De fait, quelques années après que William Thurston eut énoncé, en 1970, une autre conjecture dite de géométrisation (lire encadré), Richard Hamilton décrivit une sorte de feuille de route pour montrer la voie à ceux qui décideraient de s'attaquer à la démonstration. Un programme que, en trente ans, l'Américain ne parvint pas à mener à terme, mais qui lui permit toutefois de mettre au point une technique baptisée "flots de Ricci", sorte de variateur à appliquer sur les systèmes de mesure des variétés pour les faire évoluer. Or, Grigori Perelman est un spécialiste des flots de Ricci et c'est en apportant des améliorations dans ce domaine qu'il aurait réussi à dépasser les difficultés rencontrées par Richard Hamilton. Les rumeurs disent que si la démonstration du Russe est validée, Hamilton partagera avec lui le million de dollars promis par la fondation Clay.

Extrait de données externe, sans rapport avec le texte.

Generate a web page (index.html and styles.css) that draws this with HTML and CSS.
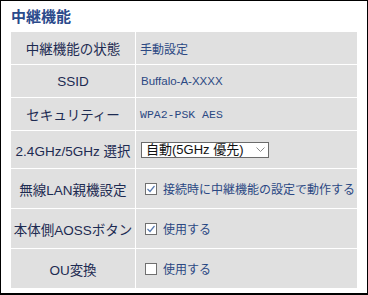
FILE: index.html
```html
<!DOCTYPE html>
<html lang="ja">
<head>
    <meta charset="UTF-8">
    <title>中継機能</title>
    <link rel="stylesheet" href="styles.css">
</head>
<body>
    <div class="frame">
        <h1 class="title">中継機能</h1>

        <div class="settings">
            <div class="label">中継機能の状態</div>
            <div class="value">手動設定</div>

            <div class="label">SSID</div>
            <div class="value latin">Buffalo-A-XXXX</div>

            <div class="label">セキュリティー</div>
            <div class="value mono">WPA2-PSK AES</div>

            <div class="label">2.4GHz/5GHz 選択</div>
            <div class="value">
                <div class="select">
                    <span class="select-text">自動(5GHz 優先)</span>
                    <svg class="chevron" width="9" height="5" viewBox="0 0 9 5">
                        <polyline points="0.5,0.5 4.5,4.5 8.5,0.5" fill="none" stroke="#8a8a8a" stroke-width="1"/>
                    </svg>
                </div>
            </div>

            <div class="label">無線LAN親機設定</div>
            <div class="value">
                <span class="check checked">
                    <svg width="10" height="10" viewBox="0 0 10 10">
                        <polyline points="1.5,5 4,7.5 8.5,2" fill="none" stroke="#5a7bb0" stroke-width="1.2"/>
                    </svg>
                </span>
                <span>接続時に中継機能の設定で動作する</span>
            </div>

            <div class="label">本体側AOSSボタン</div>
            <div class="value">
                <span class="check checked">
                    <svg width="10" height="10" viewBox="0 0 10 10">
                        <polyline points="1.5,5 4,7.5 8.5,2" fill="none" stroke="#5a7bb0" stroke-width="1.2"/>
                    </svg>
                </span>
                <span>使用する</span>
            </div>

            <div class="label">OU変換</div>
            <div class="value">
                <span class="check"></span>
                <span>使用する</span>
            </div>
        </div>
    </div>
</body>
</html>
```

FILE: styles.css
```css
body {
    margin: 0;
    background-color: #fff;
    font-family: 'Liberation Sans', 'Noto Sans CJK JP', sans-serif;
}
.frame {
    box-sizing: border-box;
    width: 368px;
    height: 295px;
    border: 1px solid #000;
    border-bottom-width: 2px;
    padding: 0 10px;
}
.title {
    margin: 0;
    height: 31px;
    line-height: 29px;
    font-size: 15px;
    font-weight: bold;
    color: #2a4a8b;
    font-family: 'Noto Sans CJK JP', sans-serif;
}
.settings {
    display: grid;
    grid-template-columns: 124px 221px;
    grid-template-rows: 32px 32px 32px 37px 39px 39px 39px;
    gap: 1px;
}
.label {
    background-color: #e0e0e0;
    color: #1d2b52;
    font-size: 13.5px;
    display: flex;
    align-items: center;
    justify-content: center;
    white-space: nowrap;
}
.value {
    background-color: #e0e0e0;
    color: #2b4883;
    font-size: 12px;
    display: flex;
    align-items: center;
    padding-left: 4px;
    white-space: nowrap;
}
.latin {
    font-size: 11.5px;
    padding-left: 5px;
}
.mono {
    font-family: 'Liberation Mono', 'Noto Sans CJK JP', monospace;
    font-size: 11.5px;
}
.select {
    box-sizing: border-box;
    width: 128px;
    height: 16px;
    margin-left: 1px;
    border: 1px solid #6b6b6b;
    background-color: #fff;
    display: flex;
    align-items: center;
    justify-content: space-between;
    padding: 0 3px 0 4px;
    color: #111;
    font-size: 13px;
}
.select-text {
    line-height: 14px;
}
.chevron {
    display: block;
}
.check {
    box-sizing: border-box;
    width: 12px;
    height: 12px;
    margin: 0 6px 0 5px;
    border: 1px solid #707070;
    background-color: #fff;
    display: flex;
    align-items: center;
    justify-content: center;
}
.check svg {
    display: block;
}
```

"Grigori Perelman a une excellente réputation, il est sérieux et a des idées originales, commente Vestislav Apostolovz, professeur de géométrie différentielle à l'université du Québec à Montréal. Mais nous resterons prudents tant que personne n'aura relu l'ensemble de ses travaux." Pour l'heure, une vingtaine de mathématiciens à travers le monde est ainsi chargée d'examiner les idées du mathématicien russe. Une vérification qui devrait prendre plusieurs mois. Mais d'ores et déjà, "ces travaux ouvrent de très belles perspectives dans le domaine, s'exclame Olivier Collin, professeur de topologie au département de Mathématiques à l'université du Québec à Montréal. Et c'est très stimulant". Personne ne dira le contraire.